About 150 Chinese were also airlifted out of Honiara yesterday, travelling to the airport under heavy security in the back of three small trucks. They will join 90 Chinese, mostly women and children flown to Papua New Guinea on Saturday, and eventually be repatriated via Australia.

President Hu Jintao, who is on a state visit to Saudi Arabia, yesterday instructed the Foreign Ministry as well as Chinese embassies and consulates in Papua New Guinea and other countries to take measures to protect the security of the overseas Chinese in the riot-torn South Pacific state and help them tide over the current hardships facing them.

Chinese were the main target and victims of the protest riots triggered by the election of Snyder Rini as prime minister by 50 lawmakers chosen in parliamentary election on April 5 in the Solomon Islands.

The Chinatown in the country's capital of Honiara was nearly levelled following looting and arson attacks.

Dozens of Chinese-owned shops in Honiara were broken into.

There were more than 400 Chinese living and doing business in Honiara, most of whom are from Kaiping, a county in South China's Guangdong Province, according to an official with the Overseas Chinese Affairs Office in Kaiping.

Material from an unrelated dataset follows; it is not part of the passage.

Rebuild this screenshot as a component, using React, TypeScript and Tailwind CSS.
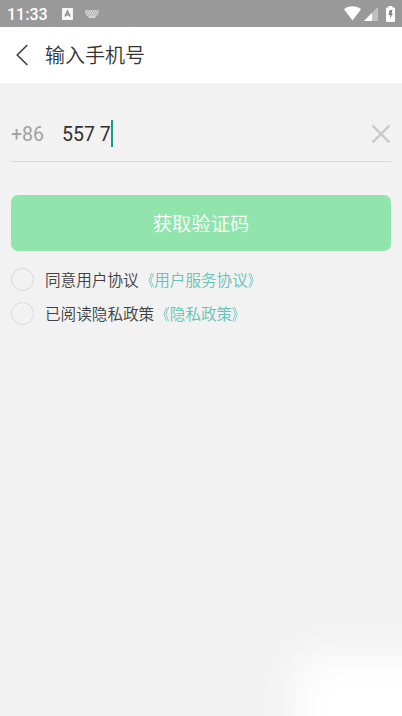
import { useState } from 'react';

const agreements = [
  { id: 'service', label: '同意用户协议', link: '用户服务协议' },
  { id: 'privacy', label: '已阅读隐私政策', link: '隐私政策' },
];

function StatusBar() {
  return (
    <div className="flex h-[27px] items-center bg-[#999999] pl-[7px] pr-[7px] text-white">
      <span className="w-[55px] pt-0.5 font-['Roboto'] text-[16px] font-medium leading-none">11:33</span>
      <svg className="h-3 w-[11px]" viewBox="0 0 11 12">
        <rect width="11" height="12" rx="1" fill="#f7f7f7" />
        <path d="M3 8.5 5.5 3 8 8.5M4 6.8h3" fill="none" stroke="#8c8c8c" strokeWidth="1.5" />
      </svg>
      <svg className="ml-3 h-2 w-3.5" viewBox="0 0 14 8" fill="none" stroke="#e6e6e6">
        <path d="M0 1h14M.5 3h13M1.5 5h11" strokeWidth="1.3" strokeDasharray="1.5 .5" />
        <path d="M3.5 7h7" strokeWidth="1.6" />
      </svg>
      <svg className="ml-auto h-[15px] w-[17px]" viewBox="0 0 17 15" fill="#fff">
        <path d="M0 3.2C4.8-.6 12.2-.6 17 3.2L8.5 14.5z" />
      </svg>
      <svg className="ml-[3px] h-3.5 w-3.5" viewBox="0 0 14 14">
        <path d="M14 0v14H0z" fill="#c0c0c0" />
        <path d="M8 6v8H0z" fill="#fff" />
      </svg>
      <svg className="ml-2 h-4 w-[9px]" viewBox="0 0 9 16">
        <path d="M2.5 0h4v1.5H8a1 1 0 0 1 1 1V15a1 1 0 0 1-1 1H1a1 1 0 0 1-1-1V2.5a1 1 0 0 1 1-1h1.5z" fill="#fff" />
        <path d="M3.5 4h3L5.6 7.5h1.3L4 13l.5-4H2.5z" fill="#858585" />
      </svg>
    </div>
  );
}

export default function App() {
  const [checked, setChecked] = useState<string[]>([]);

  const toggle = (id: string) => {
    setChecked((prev) => (prev.includes(id) ? prev.filter((item) => item !== id) : [...prev, id]));
  };

  return (
    <div className="relative h-[716px] w-full overflow-hidden bg-[#f2f2f2] font-['Roboto','Noto_Sans_CJK_SC',sans-serif]">
      <StatusBar />

      <header className="flex h-14 items-center bg-white pl-4">
        <svg className="h-[22px] w-3" viewBox="0 0 12 22" fill="none" stroke="#444" strokeWidth="1.7">
          <path d="M11.3 1 1.3 11l10 10" />
        </svg>
        <h1 className="ml-[17px] pt-px text-[20px] font-[350] leading-7 text-[#333]">输入手机号</h1>
      </header>

      <main className="px-[11px] pt-[23px]">
        <div className="flex h-14 items-center border-b border-[#d8d8d8] text-[19.5px]">
          <span className="w-[51px] pt-0.5 text-[#a0a0a0]">+86</span>
          <span className="pt-0.5 text-[#303030]">557 7</span>
          <span className="h-[27px] w-[2px] bg-[#179b8a]" />
          <svg className="ml-auto mr-px h-[18px] w-[18px]" viewBox="0 0 18 18" stroke="#c9c9cb" strokeWidth="2.3">
            <path d="m.5.5 17 17M17.5.5l-17 17" />
          </svg>
        </div>

        <button className="mt-[33px] block h-14 w-full rounded-[7px] bg-[#90e4ac] pt-1 text-[19.3px] font-[350] text-white">
          获取验证码
        </button>

        <div className="mt-[11px] text-[15.6px] font-[350] text-[#404040]">
          {agreements.map(({ id, label, link }) => (
            <div key={id} className="flex h-[34px] items-center">
              <button
                aria-label={label}
                onClick={() => toggle(id)}
                className={`mr-[11px] h-[23px] w-[23px] rounded-full border ${
                  checked.includes(id) ? 'border-[#90e4ac] bg-[#90e4ac]' : 'border-[#d9d9d9]'
                }`}
              />
              <span className="pt-[5px]">{label}</span>
              <span className="pt-[5px] text-[#65c2b7]">
                <span className="inline-block origin-right scale-x-[.8]">《</span>
                {link}
                <span className="inline-block origin-left scale-x-[.75]">》</span>
              </span>
            </div>
          ))}
        </div>
      </main>

      <div className="pointer-events-none absolute -bottom-20 -right-20 h-[139px] w-[185px] bg-white blur-[20px]" />
    </div>
  );
}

"We have contacted them by telephone after the incidents, and some said their shops had been completely destroyed," the official, who asked not to be identified, told China Daily yesterday.

The direct economic losses resulting from the political riots to Chinese people are estimated to have reached more than US$10 million, according to the official.

Zhao Yanbo, political counsellor at the Chinese Embassy in Papua New Guinea, said dozens of Chinese were taking shelter at a police station in Honiara.

They will be evacuated on a voluntary basis, he was quoted as saying by Xinhua.

As China and the Solomon Islands do not have diplomatic relations, two Port Moresby-based Chinese consulate officials are in Honiara to facilitate the evacuation.

Zhao said that some Chinese were injured during the riots, but none seriously.